------ Entries provided ------

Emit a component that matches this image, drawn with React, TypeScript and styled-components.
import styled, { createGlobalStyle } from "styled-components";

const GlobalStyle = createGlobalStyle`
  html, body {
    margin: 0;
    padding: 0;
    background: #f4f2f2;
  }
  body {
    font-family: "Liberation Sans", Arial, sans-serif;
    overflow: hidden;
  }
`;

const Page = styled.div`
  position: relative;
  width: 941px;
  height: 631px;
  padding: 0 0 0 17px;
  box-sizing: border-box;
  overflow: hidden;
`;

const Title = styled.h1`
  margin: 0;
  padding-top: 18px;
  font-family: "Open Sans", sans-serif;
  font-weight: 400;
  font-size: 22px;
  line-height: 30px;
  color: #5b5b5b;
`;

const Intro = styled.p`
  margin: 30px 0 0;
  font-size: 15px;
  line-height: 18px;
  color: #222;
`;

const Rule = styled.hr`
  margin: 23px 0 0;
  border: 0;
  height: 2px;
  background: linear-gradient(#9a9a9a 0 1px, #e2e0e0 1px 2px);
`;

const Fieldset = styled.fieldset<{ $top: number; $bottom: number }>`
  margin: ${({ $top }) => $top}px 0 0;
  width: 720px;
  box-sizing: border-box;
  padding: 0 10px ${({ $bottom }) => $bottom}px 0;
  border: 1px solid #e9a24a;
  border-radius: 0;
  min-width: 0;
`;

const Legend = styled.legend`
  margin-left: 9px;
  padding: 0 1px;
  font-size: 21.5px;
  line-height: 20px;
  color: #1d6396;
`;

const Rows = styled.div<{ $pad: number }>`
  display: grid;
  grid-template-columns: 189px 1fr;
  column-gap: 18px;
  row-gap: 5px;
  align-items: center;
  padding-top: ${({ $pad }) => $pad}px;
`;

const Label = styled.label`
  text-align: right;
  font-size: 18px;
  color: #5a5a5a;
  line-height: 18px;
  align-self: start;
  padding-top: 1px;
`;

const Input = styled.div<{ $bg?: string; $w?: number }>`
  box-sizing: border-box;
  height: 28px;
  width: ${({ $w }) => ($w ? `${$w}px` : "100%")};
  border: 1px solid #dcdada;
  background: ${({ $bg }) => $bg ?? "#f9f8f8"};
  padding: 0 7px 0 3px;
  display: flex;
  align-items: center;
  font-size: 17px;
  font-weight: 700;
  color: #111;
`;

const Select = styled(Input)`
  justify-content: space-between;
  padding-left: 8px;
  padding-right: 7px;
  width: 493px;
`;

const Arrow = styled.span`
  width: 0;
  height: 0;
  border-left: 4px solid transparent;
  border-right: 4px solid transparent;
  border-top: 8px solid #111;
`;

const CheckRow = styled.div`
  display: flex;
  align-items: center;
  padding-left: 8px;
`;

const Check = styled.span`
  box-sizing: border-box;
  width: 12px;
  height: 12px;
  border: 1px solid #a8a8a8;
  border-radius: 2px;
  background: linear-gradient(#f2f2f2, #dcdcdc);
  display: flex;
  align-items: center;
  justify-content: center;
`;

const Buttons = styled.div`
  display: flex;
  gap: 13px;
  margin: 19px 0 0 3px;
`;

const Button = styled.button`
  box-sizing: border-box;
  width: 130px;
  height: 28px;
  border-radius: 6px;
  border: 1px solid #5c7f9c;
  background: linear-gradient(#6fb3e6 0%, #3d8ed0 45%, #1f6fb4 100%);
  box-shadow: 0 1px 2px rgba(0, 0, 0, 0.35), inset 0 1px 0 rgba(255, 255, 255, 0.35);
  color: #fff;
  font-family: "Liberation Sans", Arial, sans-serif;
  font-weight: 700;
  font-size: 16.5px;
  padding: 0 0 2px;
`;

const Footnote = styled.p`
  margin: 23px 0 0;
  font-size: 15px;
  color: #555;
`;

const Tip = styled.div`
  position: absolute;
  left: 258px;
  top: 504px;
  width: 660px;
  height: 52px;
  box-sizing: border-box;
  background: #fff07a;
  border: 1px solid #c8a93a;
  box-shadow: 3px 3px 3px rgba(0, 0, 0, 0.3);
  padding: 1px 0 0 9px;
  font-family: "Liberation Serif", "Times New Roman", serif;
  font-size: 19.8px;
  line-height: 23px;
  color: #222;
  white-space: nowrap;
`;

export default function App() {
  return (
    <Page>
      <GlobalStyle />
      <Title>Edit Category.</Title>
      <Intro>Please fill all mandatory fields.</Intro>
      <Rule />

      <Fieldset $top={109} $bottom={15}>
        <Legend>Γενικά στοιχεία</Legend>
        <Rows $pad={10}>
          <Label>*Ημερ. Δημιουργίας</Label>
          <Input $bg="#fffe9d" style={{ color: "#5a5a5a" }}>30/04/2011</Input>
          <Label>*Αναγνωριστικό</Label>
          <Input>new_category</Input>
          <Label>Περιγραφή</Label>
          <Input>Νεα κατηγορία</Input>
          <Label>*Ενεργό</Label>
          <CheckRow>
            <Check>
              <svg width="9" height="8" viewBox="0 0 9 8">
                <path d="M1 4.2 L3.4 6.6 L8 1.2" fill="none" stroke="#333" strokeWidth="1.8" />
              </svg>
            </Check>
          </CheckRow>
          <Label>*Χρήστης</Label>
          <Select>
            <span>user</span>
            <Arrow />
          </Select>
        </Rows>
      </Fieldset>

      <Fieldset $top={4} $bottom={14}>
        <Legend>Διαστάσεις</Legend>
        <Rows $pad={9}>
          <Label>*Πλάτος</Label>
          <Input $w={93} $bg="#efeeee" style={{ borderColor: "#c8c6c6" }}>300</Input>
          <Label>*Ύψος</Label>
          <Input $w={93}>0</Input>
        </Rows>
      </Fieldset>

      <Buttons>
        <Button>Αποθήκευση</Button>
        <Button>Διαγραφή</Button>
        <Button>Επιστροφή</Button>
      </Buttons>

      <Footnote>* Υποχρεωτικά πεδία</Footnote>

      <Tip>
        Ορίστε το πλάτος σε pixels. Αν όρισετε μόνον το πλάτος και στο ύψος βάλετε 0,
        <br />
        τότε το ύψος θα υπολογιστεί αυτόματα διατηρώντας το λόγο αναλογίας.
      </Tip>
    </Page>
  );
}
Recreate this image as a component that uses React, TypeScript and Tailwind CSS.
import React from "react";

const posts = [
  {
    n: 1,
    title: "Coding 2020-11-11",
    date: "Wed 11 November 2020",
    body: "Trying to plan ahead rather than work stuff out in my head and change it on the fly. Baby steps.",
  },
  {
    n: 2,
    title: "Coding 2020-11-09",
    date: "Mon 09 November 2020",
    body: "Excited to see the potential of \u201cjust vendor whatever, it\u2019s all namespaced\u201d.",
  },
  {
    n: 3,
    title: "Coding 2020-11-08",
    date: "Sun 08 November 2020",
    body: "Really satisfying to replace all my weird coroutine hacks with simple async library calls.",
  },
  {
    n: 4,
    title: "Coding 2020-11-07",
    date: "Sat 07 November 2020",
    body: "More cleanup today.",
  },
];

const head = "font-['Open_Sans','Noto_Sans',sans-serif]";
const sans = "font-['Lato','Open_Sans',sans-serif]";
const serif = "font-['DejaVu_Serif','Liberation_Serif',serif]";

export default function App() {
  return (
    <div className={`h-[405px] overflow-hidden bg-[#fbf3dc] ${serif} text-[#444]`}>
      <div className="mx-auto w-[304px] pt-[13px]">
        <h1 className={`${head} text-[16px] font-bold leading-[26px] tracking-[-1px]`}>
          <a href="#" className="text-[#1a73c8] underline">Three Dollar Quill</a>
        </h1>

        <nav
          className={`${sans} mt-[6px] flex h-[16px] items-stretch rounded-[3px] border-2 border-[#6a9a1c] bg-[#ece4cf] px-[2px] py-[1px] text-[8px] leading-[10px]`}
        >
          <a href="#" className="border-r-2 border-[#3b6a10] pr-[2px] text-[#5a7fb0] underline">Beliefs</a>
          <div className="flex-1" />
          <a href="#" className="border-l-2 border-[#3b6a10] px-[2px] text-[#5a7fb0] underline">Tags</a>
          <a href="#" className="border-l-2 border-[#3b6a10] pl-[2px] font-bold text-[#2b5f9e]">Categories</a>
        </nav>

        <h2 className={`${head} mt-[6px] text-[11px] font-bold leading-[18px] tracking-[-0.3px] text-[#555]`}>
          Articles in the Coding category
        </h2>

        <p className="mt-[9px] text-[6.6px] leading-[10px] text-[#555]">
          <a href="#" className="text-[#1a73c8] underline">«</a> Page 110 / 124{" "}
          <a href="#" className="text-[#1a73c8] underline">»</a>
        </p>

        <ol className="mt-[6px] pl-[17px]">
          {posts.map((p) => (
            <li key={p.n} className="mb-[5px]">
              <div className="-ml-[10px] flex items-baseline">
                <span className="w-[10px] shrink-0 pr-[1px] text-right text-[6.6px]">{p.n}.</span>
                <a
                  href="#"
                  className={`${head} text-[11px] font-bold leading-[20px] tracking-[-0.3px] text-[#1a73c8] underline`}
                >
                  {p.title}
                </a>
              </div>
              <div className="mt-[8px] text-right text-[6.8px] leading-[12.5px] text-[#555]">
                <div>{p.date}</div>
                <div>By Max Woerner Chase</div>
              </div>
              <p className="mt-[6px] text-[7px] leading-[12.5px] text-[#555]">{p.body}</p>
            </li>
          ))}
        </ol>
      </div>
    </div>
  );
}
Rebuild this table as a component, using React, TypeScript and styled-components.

------

The exercise ▸
Begin with the line containing "Recreate this image", end with the line containing "import React from", and transcribe exactly every line in that span, with nothing added.

The completed task ▸
Recreate this image as a component that uses React, TypeScript and Tailwind CSS.
import React from "react";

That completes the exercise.